Литмир - Электронная Библиотека

Если в шестидесятые революционная вера в человека была понятна и близка и читателям, и редакторам «Нового мира», то в семидесятые, в эпоху под знаменем «Мастера и Маргариты», революционность Домбровского в «Факультете…» похожа чуть ли не на фронду. В «Факультете…» все – вызов, начиная с цитаты из Маркса, предваряющей роман. Домбровский шел против настроения, отвергавшего все, случившееся с 1917 года. Люди вокруг отказывались от рационализма в пользу христианской мистики или, к примеру, буддизма. Но только не Домбровский. Лозунг «Свобода, равенство и братство» был навеки скомпрометирован. Но только не для Домбровского.
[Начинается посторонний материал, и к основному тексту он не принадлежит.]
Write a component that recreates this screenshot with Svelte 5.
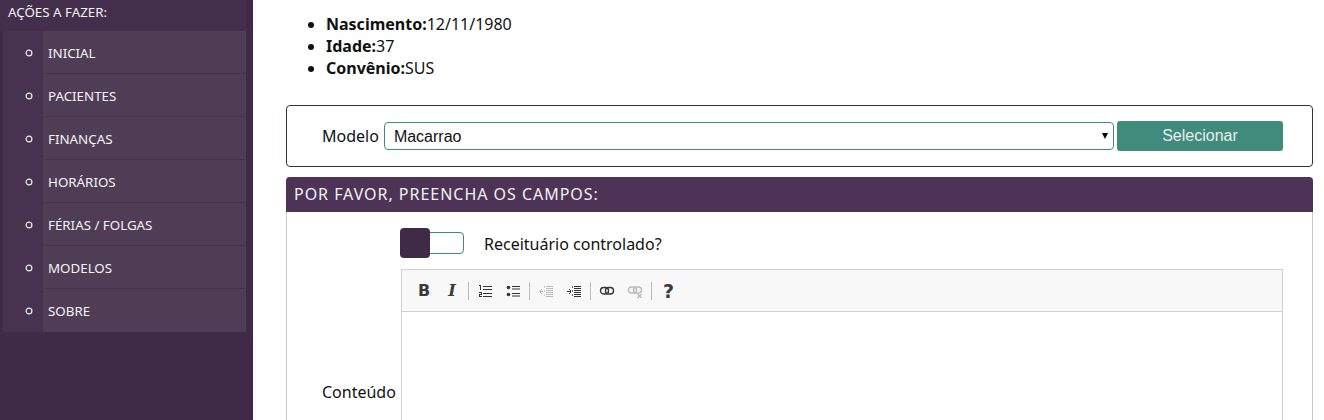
<script>
	const menu = ["INICIAL", "PACIENTES", "FINANÇAS", "HORÁRIOS", "FÉRIAS / FOLGAS", "MODELOS", "SOBRE"];
	const info = [
		["Nascimento:", "12/11/1980"],
		["Idade:", "37"],
		["Convênio:", "SUS"]
	];
</script>

<div class="page">
	<aside class="sidebar">
		<div class="side-title">AÇÕES A FAZER:</div>
		<ul class="menu">
			{#each menu as item}
				<li>
					<span class="bullet">
						<svg width="8" height="8" viewBox="0 0 8 8">
							<circle cx="4" cy="4" r="2.900" fill="none" stroke="#ece9ee" stroke-width="1.200" />
						</svg>
					</span>
					<a href="#top">{item}</a>
				</li>
			{/each}
		</ul>
	</aside>

	<main class="content">
		<ul class="info">
			{#each info as row}
				<li><b>{row[0]}</b>{row[1]}</li>
			{/each}
		</ul>

		<form class="model-box">
			<label for="modelo">Modelo</label>
			<span class="select-wrap">
				<select id="modelo">
					<option>Macarrao</option>
				</select>
			</span>
			<button type="button">Selecionar</button>
		</form>

		<section class="panel">
			<h2>POR FAVOR, PREENCHA OS CAMPOS:</h2>
			<div class="panel-body">
				<div class="switch-row">
					<span class="switch"><span class="knob"></span></span>
					<span class="switch-label">Receituário controlado?</span>
				</div>
				<div class="editor-row">
					<span class="editor-label">Conteúdo</span>
					<div class="editor">
						<div class="toolbar">
							<span class="tool t-bold">B</span>
							<span class="tool t-italic">I</span>
							<span class="sep"></span>
							<span class="tool">
								<svg width="16" height="16" viewBox="0 0 16 16" fill="#333">
									<path d="M2 2h2v5H3V3H2zM2 9h3v3H3v1h2v1H2v-3h2v-1H2z" />
									<path d="M6 3h9v1H6zM6 6h9v1H6zM6 10h9v1H6zM6 13h9v1H6z" />
								</svg>
							</span>
							<span class="tool">
								<svg width="16" height="16" viewBox="0 0 16 16" fill="#333">
									<circle cx="3.500" cy="4.500" r="1.800" />
									<circle cx="3.500" cy="11.500" r="1.800" />
									<path d="M7 3h8v1H7zM7 5.500h8v1H7zM7 10h8v1H7zM7 12.500h8v1H7z" />
								</svg>
							</span>
							<span class="sep"></span>
							<span class="tool off">
								<svg width="16" height="16" viewBox="0 0 16 16" fill="#333">
									<path d="M8 3h7v1H8zM8 5h7v1H8zM8 7h7v1H8zM8 9h7v1H8zM8 11h7v1H8zM8 13h7v1H8z" />
									<path d="M1 8h4v1H1zM3 6h1v1H3zM2 7h1v1H2zM2 9h1v1H2zM3 10h1v1H3z" />
									<path d="M6 3h1v2H6zM6 7h1v2H6zM6 11h1v2H6z" opacity=".7" />
								</svg>
							</span>
							<span class="tool">
								<svg width="16" height="16" viewBox="0 0 16 16" fill="#333">
									<path d="M8 3h7v1H8zM8 5h7v1H8zM8 7h7v1H8zM8 9h7v1H8zM8 11h7v1H8zM8 13h7v1H8z" />
									<path d="M1 8h4v1H1zM3 6h1v1H3zM4 7h1v1H4zM4 9h1v1H4zM3 10h1v1H3z" />
									<path d="M6 3h1v2H6zM6 7h1v2H6zM6 11h1v2H6z" opacity=".7" />
								</svg>
							</span>
							<span class="sep"></span>
							<span class="tool">
								<svg width="16" height="16" viewBox="0 0 16 16" fill="none" stroke="#333" stroke-width="1.400">
									<rect x="1.500" y="4.500" width="8" height="6.500" rx="3.200" />
									<rect x="6.500" y="4.500" width="8" height="6.500" rx="3.200" />
								</svg>
							</span>
							<span class="tool off">
								<svg width="16" height="16" viewBox="0 0 16 16" fill="none" stroke="#333" stroke-width="1.400">
									<rect x="1.500" y="4" width="8" height="6" rx="3" />
									<rect x="6.500" y="4" width="8" height="6" rx="3" />
									<path d="M10.500 11l4 4M14.500 11l-4 4" />
								</svg>
							</span>
							<span class="sep"></span>
							<span class="tool t-help">?</span>
						</div>
						<div class="editor-area"></div>
					</div>
				</div>
			</div>
		</section>
	</main>
</div>

<style>
:global(body) {
	margin: 0;
	background: #fff;
	overflow: hidden;
}
.page {
	display: flex;
	height: 420px;
	overflow: hidden;
	font-family: "Noto Sans", sans-serif;
	font-size: 16px;
	color: #111;
}
.sidebar {
	width: 253px;
	flex: none;
	background: #3f2b47;
	box-sizing: border-box;
	padding-right: 7px;
}
.side-title {
	height: 31px;
	box-sizing: border-box;
	padding: 3px 0 0 8px;
	font-size: 13.333px;
	line-height: 18px;
	color: #f2f0f3;
	background: #432f4b;
}
.menu {
	list-style: none;
	margin: 0 0 0 3px;
	padding: 0;
	background: #473350;
	border-radius: 0 0 2px 2px;
	overflow: hidden;
}
.menu li {
	display: flex;
	height: 43px;
}
.bullet {
	width: 40px;
	flex: none;
	display: flex;
	align-items: center;
	justify-content: center;
	padding-left: 11px;
	box-sizing: border-box;
}
.menu a {
	flex: 1;
	display: flex;
	align-items: center;
	padding: 2px 0 0 5px;
	font-size: 13.333px;
	color: #f5f3f5;
	text-decoration: none;
	background: #4f3d56;
	border-bottom: 1px solid #463350;
}
.menu li:last-child a {
	border-bottom-color: #4f3d56;
}
.content {
	flex: 1;
	min-width: 0;
	box-sizing: border-box;
	padding: 13px 11px 0 33px;
}
.info {
	margin: 0 0 26px;
	padding-left: 40px;
	line-height: 22px;
}
.info b {
	font-weight: 700;
}
.model-box {
	display: flex;
	align-items: center;
	height: 62px;
	box-sizing: border-box;
	border: 1px solid #3f2b47;
	border-radius: 4px;
	padding: 0 29px 0 35px;
	margin-bottom: 10px;
}
.model-box label {
	margin-right: 5px;
}
.select-wrap {
	position: relative;
	flex: 1;
	min-width: 0;
	display: block;
}
.select-wrap::after {
	content: "";
	position: absolute;
	right: 6px;
	top: 11px;
	border-style: solid;
	border-width: 6px 3px 0;
	border-color: #000 transparent transparent;
}
.select-wrap select {
	display: block;
	width: 100%;
	height: 28px;
	box-sizing: border-box;
	appearance: none;
	border: 1px solid #418b7c;
	border-radius: 4px;
	background: #fff;
	padding: 0 20px 0 9px;
	font-family: "Liberation Sans", sans-serif;
	font-size: 16px;
	color: #111;
}
.model-box button {
	width: 166px;
	height: 30px;
	margin-left: 3px;
	border: 0;
	border-radius: 3px;
	background: #418b7c;
	color: #e6f0ed;
	font-family: "Liberation Sans", sans-serif;
	font-size: 16px;
}
.panel {
	border: 1px solid #c9c9c9;
	border-radius: 4px 4px 0 0;
	border-bottom: 0;
}
.panel h2 {
	margin: -1px -1px 0;
	height: 35px;
	box-sizing: border-box;
	padding-left: 8px;
	background: #4d3457;
	border-radius: 4px 4px 0 0;
	color: #f3f0f4;
	font-size: 16px;
	font-weight: 400;
	line-height: 35px;
	letter-spacing: 0.97px;
}
.panel-body {
	padding: 16px 29px 0 35px;
}
.switch-row {
	display: flex;
	align-items: center;
	height: 30px;
	margin-left: 78px;
	margin-bottom: 11px;
}
.switch {
	position: relative;
	display: block;
	width: 64px;
	height: 22px;
	box-sizing: border-box;
	border: 1px solid #418b7c;
	border-radius: 4px;
}
.knob {
	position: absolute;
	left: -1px;
	top: -5px;
	width: 30px;
	height: 30px;
	background: #3f2b47;
	border-radius: 4px;
}
.switch-label {
	margin: 2px 0 0 20px;
}
.editor-row {
	display: flex;
	align-items: flex-start;
}
.editor-label {
	width: 79px;
	flex: none;
	margin-top: 112px;
	line-height: 22px;
}
.editor {
	flex: 1;
	min-width: 0;
	border: 1px solid #d1d1d1;
	height: 300px;
	box-sizing: border-box;
}
.toolbar {
	display: flex;
	align-items: center;
	height: 42px;
	box-sizing: border-box;
	padding-left: 8px;
	background: #f8f8f8;
	border-bottom: 1px solid #d1d1d1;
}
.tool {
	width: 28px;
	height: 16px;
	display: flex;
	align-items: center;
	justify-content: center;
	color: #3a3a3a;
	line-height: 16px;
}
.off {
	opacity: 0.3;
}
.t-bold {
	font-family: "DejaVu Sans", sans-serif;
	font-weight: 700;
	font-size: 16px;
}
.t-italic {
	font-family: "DejaVu Serif", serif;
	font-style: italic;
	font-weight: 700;
	font-size: 16px;
}
.t-help {
	font-family: "DejaVu Sans", sans-serif;
	font-weight: 700;
	font-size: 19px;
	padding-left: 1px;
	box-sizing: border-box;
}
.sep {
	width: 1px;
	height: 18px;
	background: #bcbcbc;
	margin: 0 2px;
}
.editor-area {
	height: 250px;
	background: #fff;
}
</style>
И рассказчик в «Хранителе…», и Зыбин, как и Вазир-Мухтар, – революционеры без революции. Их революционность замечательно почувствовали полномочные органы, сделав именно Зыбина, а не Корнилова узником. Революционность эта не от ума. Она органическая, она от юности. Она – все в тех же авторских свойствах Домбровского, перенесенных теперь на героя: в умении удивляться миру, его вечной причудливой новизне. Она – в неумении мириться с несправедливостью.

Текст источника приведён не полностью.